DIRECTIVE: Output every line exactly as written. Leave out pictures.

SUPPLIED DATA:
* BEGIN *
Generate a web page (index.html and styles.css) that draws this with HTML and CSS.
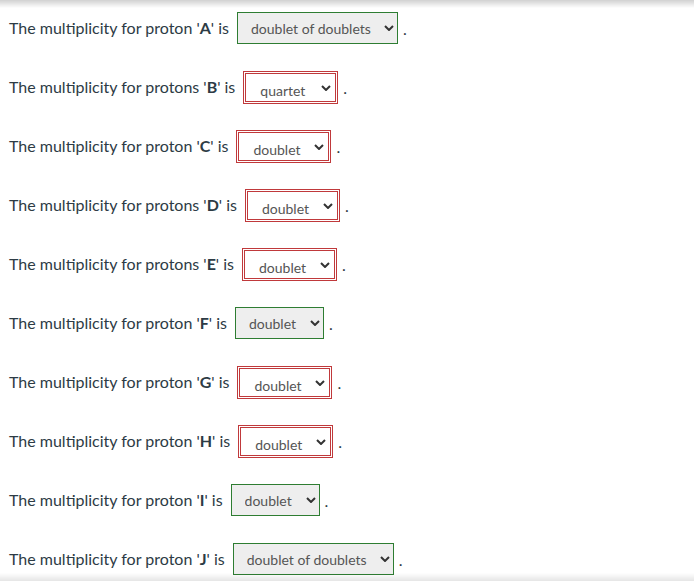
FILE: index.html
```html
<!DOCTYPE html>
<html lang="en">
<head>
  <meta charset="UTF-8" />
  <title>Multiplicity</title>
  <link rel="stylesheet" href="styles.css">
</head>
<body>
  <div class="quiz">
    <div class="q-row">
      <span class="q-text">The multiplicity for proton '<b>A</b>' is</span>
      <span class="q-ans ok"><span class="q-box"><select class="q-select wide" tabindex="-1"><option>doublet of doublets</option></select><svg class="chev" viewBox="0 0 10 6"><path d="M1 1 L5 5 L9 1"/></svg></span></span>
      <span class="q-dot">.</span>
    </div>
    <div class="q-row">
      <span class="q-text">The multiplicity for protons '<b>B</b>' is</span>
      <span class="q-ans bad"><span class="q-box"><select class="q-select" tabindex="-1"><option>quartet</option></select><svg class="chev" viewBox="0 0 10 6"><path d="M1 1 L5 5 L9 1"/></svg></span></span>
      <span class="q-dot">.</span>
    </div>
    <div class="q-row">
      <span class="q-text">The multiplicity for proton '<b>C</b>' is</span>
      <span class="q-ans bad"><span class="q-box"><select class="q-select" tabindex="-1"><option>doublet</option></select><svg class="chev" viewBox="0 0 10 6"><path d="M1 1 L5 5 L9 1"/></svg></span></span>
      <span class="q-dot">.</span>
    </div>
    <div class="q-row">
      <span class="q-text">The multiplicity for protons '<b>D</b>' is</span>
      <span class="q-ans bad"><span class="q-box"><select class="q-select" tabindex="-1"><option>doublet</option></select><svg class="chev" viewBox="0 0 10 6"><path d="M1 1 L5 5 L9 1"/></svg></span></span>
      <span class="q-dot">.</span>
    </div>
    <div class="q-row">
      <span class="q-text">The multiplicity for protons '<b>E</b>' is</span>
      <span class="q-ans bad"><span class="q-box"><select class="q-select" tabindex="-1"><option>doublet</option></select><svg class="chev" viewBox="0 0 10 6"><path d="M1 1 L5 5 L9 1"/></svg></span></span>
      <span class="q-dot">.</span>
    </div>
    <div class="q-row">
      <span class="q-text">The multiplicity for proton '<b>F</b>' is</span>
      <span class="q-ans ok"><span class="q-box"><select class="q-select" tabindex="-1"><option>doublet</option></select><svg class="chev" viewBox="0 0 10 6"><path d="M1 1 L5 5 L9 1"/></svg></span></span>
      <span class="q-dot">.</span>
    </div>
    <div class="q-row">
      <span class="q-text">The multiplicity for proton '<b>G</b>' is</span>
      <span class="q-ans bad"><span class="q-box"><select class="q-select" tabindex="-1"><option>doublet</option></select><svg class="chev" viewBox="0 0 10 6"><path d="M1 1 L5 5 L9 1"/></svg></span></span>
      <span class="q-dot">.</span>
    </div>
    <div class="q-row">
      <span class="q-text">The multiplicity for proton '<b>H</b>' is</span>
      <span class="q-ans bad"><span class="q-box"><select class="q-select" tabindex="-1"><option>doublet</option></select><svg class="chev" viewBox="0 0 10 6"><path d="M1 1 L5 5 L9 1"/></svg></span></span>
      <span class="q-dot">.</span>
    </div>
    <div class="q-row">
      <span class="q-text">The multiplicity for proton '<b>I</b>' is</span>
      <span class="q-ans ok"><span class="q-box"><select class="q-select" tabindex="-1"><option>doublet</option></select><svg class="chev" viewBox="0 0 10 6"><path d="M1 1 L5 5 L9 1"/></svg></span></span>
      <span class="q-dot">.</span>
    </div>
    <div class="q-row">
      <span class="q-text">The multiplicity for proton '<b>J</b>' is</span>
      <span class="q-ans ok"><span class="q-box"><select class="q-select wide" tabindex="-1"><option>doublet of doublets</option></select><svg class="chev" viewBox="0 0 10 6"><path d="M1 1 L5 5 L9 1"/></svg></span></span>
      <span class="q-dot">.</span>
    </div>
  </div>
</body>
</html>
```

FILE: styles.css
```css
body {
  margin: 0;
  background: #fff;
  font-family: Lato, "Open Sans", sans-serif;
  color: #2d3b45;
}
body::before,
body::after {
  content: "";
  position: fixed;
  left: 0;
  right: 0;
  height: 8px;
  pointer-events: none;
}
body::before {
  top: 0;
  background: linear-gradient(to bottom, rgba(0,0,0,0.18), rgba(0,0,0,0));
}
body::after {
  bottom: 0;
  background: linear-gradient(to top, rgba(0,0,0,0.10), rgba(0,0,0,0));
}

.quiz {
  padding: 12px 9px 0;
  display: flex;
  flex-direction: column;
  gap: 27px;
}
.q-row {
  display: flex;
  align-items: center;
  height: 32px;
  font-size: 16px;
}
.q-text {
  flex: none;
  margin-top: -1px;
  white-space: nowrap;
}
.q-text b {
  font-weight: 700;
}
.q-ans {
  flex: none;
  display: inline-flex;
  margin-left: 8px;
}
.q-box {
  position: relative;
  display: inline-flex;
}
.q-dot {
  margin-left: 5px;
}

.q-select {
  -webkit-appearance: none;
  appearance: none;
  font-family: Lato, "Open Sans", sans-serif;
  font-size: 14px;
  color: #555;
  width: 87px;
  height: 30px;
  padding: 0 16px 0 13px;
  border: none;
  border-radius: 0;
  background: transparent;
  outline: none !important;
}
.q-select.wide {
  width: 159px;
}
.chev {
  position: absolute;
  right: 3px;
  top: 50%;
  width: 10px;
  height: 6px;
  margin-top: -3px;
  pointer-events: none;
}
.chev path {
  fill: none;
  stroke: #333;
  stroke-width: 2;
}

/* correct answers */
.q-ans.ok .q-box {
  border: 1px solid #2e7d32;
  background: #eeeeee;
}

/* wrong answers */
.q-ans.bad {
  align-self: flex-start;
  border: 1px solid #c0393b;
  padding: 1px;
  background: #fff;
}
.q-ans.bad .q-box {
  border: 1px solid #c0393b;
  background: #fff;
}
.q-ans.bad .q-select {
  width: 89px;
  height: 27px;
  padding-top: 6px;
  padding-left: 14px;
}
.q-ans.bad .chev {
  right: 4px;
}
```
* END *
RESPONSE FOR THIS EXERCISE:
Generate a web page (index.html and styles.css) that draws this with HTML and CSS.
FILE: index.html
```html
<!DOCTYPE html>
<html lang="en">
<head>
  <meta charset="UTF-8" />
  <title>Multiplicity</title>
  <link rel="stylesheet" href="styles.css">
</head>
<body>
  <div class="quiz">
    <div class="q-row">
      <span class="q-text">The multiplicity for proton '<b>A</b>' is</span>
      <span class="q-ans ok"><span class="q-box"><select class="q-select wide" tabindex="-1"><option>doublet of doublets</option></select><svg class="chev" viewBox="0 0 10 6"><path d="M1 1 L5 5 L9 1"/></svg></span></span>
      <span class="q-dot">.</span>
    </div>
    <div class="q-row">
      <span class="q-text">The multiplicity for protons '<b>B</b>' is</span>
      <span class="q-ans bad"><span class="q-box"><select class="q-select" tabindex="-1"><option>quartet</option></select><svg class="chev" viewBox="0 0 10 6"><path d="M1 1 L5 5 L9 1"/></svg></span></span>
      <span class="q-dot">.</span>
    </div>
    <div class="q-row">
      <span class="q-text">The multiplicity for proton '<b>C</b>' is</span>
      <span class="q-ans bad"><span class="q-box"><select class="q-select" tabindex="-1"><option>doublet</option></select><svg class="chev" viewBox="0 0 10 6"><path d="M1 1 L5 5 L9 1"/></svg></span></span>
      <span class="q-dot">.</span>
    </div>
    <div class="q-row">
      <span class="q-text">The multiplicity for protons '<b>D</b>' is</span>
      <span class="q-ans bad"><span class="q-box"><select class="q-select" tabindex="-1"><option>doublet</option></select><svg class="chev" viewBox="0 0 10 6"><path d="M1 1 L5 5 L9 1"/></svg></span></span>
      <span class="q-dot">.</span>
    </div>
    <div class="q-row">
      <span class="q-text">The multiplicity for protons '<b>E</b>' is</span>
      <span class="q-ans bad"><span class="q-box"><select class="q-select" tabindex="-1"><option>doublet</option></select><svg class="chev" viewBox="0 0 10 6"><path d="M1 1 L5 5 L9 1"/></svg></span></span>
      <span class="q-dot">.</span>
    </div>
    <div class="q-row">
      <span class="q-text">The multiplicity for proton '<b>F</b>' is</span>
      <span class="q-ans ok"><span class="q-box"><select class="q-select" tabindex="-1"><option>doublet</option></select><svg class="chev" viewBox="0 0 10 6"><path d="M1 1 L5 5 L9 1"/></svg></span></span>
      <span class="q-dot">.</span>
    </div>
    <div class="q-row">
      <span class="q-text">The multiplicity for proton '<b>G</b>' is</span>
      <span class="q-ans bad"><span class="q-box"><select class="q-select" tabindex="-1"><option>doublet</option></select><svg class="chev" viewBox="0 0 10 6"><path d="M1 1 L5 5 L9 1"/></svg></span></span>
      <span class="q-dot">.</span>
    </div>
    <div class="q-row">
      <span class="q-text">The multiplicity for proton '<b>H</b>' is</span>
      <span class="q-ans bad"><span class="q-box"><select class="q-select" tabindex="-1"><option>doublet</option></select><svg class="chev" viewBox="0 0 10 6"><path d="M1 1 L5 5 L9 1"/></svg></span></span>
      <span class="q-dot">.</span>
    </div>
    <div class="q-row">
      <span class="q-text">The multiplicity for proton '<b>I</b>' is</span>
      <span class="q-ans ok"><span class="q-box"><select class="q-select" tabindex="-1"><option>doublet</option></select><svg class="chev" viewBox="0 0 10 6"><path d="M1 1 L5 5 L9 1"/></svg></span></span>
      <span class="q-dot">.</span>
    </div>
    <div class="q-row">
      <span class="q-text">The multiplicity for proton '<b>J</b>' is</span>
      <span class="q-ans ok"><span class="q-box"><select class="q-select wide" tabindex="-1"><option>doublet of doublets</option></select><svg class="chev" viewBox="0 0 10 6"><path d="M1 1 L5 5 L9 1"/></svg></span></span>
      <span class="q-dot">.</span>
    </div>
  </div>
</body>
</html>
```

FILE: styles.css
```css
body {
  margin: 0;
  background: #fff;
  font-family: Lato, "Open Sans", sans-serif;
  color: #2d3b45;
}
body::before,
body::after {
  content: "";
  position: fixed;
  left: 0;
  right: 0;
  height: 8px;
  pointer-events: none;
}
body::before {
  top: 0;
  background: linear-gradient(to bottom, rgba(0,0,0,0.18), rgba(0,0,0,0));
}
body::after {
  bottom: 0;
  background: linear-gradient(to top, rgba(0,0,0,0.10), rgba(0,0,0,0));
}

.quiz {
  padding: 12px 9px 0;
  display: flex;
  flex-direction: column;
  gap: 27px;
}
.q-row {
  display: flex;
  align-items: center;
  height: 32px;
  font-size: 16px;
}
.q-text {
  flex: none;
  margin-top: -1px;
  white-space: nowrap;
}
.q-text b {
  font-weight: 700;
}
.q-ans {
  flex: none;
  display: inline-flex;
  margin-left: 8px;
}
.q-box {
  position: relative;
  display: inline-flex;
}
.q-dot {
  margin-left: 5px;
}

.q-select {
  -webkit-appearance: none;
  appearance: none;
  font-family: Lato, "Open Sans", sans-serif;
  font-size: 14px;
  color: #555;
  width: 87px;
  height: 30px;
  padding: 0 16px 0 13px;
  border: none;
  border-radius: 0;
  background: transparent;
  outline: none !important;
}
.q-select.wide {
  width: 159px;
}
.chev {
  position: absolute;
  right: 3px;
  top: 50%;
  width: 10px;
  height: 6px;
  margin-top: -3px;
  pointer-events: none;
}
.chev path {
  fill: none;
  stroke: #333;
  stroke-width: 2;
}

/* correct answers */
.q-ans.ok .q-box {
  border: 1px solid #2e7d32;
  background: #eeeeee;
}

/* wrong answers */
.q-ans.bad {
  align-self: flex-start;
  border: 1px solid #c0393b;
  padding: 1px;
  background: #fff;
}
.q-ans.bad .q-box {
  border: 1px solid #c0393b;
  background: #fff;
}
.q-ans.bad .q-select {
  width: 89px;
  height: 27px;
  padding-top: 6px;
  padding-left: 14px;
}
.q-ans.bad .chev {
  right: 4px;
}
```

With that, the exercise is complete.